### DIRECTIONS FOR THIS TASK
Find all lines in the records that include the word "React", and copy them out.

### SUPPLIED RECORDS
========================
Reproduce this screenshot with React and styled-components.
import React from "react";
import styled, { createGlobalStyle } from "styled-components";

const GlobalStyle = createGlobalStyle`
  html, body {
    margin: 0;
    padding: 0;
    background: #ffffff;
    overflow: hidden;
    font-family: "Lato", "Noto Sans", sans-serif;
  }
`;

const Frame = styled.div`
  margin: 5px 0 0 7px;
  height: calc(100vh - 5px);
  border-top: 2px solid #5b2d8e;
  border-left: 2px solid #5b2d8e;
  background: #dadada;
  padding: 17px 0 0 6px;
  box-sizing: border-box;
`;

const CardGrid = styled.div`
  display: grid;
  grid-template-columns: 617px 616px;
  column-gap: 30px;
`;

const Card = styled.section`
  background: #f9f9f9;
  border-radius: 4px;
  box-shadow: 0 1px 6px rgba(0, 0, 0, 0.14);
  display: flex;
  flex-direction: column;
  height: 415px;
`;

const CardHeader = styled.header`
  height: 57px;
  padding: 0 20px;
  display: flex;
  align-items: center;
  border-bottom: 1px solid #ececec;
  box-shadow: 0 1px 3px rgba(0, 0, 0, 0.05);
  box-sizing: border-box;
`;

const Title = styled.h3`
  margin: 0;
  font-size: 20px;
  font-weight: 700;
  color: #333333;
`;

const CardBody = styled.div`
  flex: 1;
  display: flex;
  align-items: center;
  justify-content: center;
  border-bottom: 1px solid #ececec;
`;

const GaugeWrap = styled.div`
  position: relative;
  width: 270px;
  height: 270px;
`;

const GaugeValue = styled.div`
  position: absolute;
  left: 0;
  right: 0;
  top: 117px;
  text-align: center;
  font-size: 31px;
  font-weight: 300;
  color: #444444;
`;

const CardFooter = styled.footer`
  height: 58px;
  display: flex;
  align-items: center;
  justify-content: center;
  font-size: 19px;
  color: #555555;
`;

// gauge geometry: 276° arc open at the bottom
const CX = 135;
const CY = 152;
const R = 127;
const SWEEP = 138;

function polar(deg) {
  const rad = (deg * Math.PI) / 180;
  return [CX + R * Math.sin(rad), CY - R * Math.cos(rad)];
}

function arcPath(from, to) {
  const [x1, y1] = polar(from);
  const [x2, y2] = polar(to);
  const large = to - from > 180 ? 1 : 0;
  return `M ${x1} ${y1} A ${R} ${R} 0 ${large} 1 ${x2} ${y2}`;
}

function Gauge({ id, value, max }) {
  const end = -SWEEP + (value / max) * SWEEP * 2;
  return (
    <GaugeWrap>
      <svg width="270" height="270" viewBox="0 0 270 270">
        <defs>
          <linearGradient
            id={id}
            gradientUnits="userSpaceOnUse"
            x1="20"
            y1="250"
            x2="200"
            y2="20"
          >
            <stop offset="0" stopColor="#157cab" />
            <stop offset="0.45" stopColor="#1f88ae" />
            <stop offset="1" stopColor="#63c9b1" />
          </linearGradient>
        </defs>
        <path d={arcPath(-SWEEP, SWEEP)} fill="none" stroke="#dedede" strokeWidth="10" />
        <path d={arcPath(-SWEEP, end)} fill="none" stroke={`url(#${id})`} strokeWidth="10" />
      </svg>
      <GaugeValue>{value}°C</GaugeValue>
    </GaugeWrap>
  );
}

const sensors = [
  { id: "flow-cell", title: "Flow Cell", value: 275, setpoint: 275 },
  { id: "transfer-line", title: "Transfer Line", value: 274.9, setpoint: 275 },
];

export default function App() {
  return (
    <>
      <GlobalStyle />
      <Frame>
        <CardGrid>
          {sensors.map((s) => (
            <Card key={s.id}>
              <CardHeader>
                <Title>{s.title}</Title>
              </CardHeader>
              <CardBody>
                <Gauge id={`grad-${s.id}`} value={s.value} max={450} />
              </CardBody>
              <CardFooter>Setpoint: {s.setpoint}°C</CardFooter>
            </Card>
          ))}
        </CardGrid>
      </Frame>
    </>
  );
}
========================
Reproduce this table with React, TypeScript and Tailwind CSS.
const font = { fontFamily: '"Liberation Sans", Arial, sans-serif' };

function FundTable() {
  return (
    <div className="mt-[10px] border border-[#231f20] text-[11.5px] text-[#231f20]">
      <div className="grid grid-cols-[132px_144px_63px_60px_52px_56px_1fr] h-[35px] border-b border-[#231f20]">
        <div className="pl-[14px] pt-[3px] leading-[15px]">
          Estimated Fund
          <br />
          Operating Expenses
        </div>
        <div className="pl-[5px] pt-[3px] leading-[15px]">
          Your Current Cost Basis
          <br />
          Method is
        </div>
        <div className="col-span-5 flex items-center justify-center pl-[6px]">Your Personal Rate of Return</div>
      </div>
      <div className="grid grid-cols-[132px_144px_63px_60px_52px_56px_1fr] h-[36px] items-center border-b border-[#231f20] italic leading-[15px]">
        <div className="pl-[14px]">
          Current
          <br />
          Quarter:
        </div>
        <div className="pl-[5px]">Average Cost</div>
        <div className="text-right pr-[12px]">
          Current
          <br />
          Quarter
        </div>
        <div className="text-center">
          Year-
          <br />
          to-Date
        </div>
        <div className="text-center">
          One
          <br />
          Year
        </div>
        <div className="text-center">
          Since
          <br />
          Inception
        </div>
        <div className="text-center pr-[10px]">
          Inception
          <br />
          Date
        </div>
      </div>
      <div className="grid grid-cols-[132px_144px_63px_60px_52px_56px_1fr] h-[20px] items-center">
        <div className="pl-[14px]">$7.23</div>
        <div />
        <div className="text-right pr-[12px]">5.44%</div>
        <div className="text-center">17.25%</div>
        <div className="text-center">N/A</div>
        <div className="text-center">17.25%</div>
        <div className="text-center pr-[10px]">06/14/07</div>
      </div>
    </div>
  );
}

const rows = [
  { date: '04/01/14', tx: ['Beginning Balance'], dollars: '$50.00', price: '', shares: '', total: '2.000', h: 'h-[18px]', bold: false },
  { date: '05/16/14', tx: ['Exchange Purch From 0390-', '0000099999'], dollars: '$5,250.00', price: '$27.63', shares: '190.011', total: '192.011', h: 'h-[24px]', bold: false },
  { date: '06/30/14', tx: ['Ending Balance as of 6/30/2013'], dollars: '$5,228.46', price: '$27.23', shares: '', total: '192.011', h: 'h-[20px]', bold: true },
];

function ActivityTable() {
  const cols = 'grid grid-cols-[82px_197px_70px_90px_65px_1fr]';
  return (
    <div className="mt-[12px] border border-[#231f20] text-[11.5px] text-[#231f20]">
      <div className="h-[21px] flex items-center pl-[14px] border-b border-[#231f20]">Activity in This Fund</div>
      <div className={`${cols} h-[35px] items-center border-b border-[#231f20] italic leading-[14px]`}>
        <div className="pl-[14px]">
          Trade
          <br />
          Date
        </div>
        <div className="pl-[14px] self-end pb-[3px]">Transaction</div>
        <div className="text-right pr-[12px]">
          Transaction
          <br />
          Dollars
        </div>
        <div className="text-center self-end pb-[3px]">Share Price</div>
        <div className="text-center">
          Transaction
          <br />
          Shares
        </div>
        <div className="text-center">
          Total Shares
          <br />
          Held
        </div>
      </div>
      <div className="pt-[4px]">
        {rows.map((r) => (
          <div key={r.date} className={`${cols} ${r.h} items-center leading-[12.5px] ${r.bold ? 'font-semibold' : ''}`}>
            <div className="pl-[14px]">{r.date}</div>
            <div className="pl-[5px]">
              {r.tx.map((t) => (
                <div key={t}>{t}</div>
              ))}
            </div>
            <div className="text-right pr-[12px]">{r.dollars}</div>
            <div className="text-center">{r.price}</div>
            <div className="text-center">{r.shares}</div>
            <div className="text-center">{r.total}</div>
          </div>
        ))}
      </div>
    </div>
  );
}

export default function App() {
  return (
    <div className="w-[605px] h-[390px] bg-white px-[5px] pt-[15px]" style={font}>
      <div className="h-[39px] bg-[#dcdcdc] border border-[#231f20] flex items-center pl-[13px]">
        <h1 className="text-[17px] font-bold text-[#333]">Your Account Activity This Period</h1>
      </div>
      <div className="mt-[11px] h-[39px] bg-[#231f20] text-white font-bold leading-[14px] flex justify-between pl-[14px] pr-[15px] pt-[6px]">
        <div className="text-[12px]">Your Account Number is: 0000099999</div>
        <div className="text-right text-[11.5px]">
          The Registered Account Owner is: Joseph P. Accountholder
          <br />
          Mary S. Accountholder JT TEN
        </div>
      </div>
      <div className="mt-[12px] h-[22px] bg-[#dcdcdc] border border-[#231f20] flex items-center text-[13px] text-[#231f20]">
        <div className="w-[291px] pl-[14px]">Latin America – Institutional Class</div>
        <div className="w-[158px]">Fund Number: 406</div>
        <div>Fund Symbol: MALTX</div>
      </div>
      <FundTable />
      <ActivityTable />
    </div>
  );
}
========================
### CORRECT RESPONSE
Reproduce this screenshot with React and styled-components.
import React from "react";
Reproduce this table with React, TypeScript and Tailwind CSS.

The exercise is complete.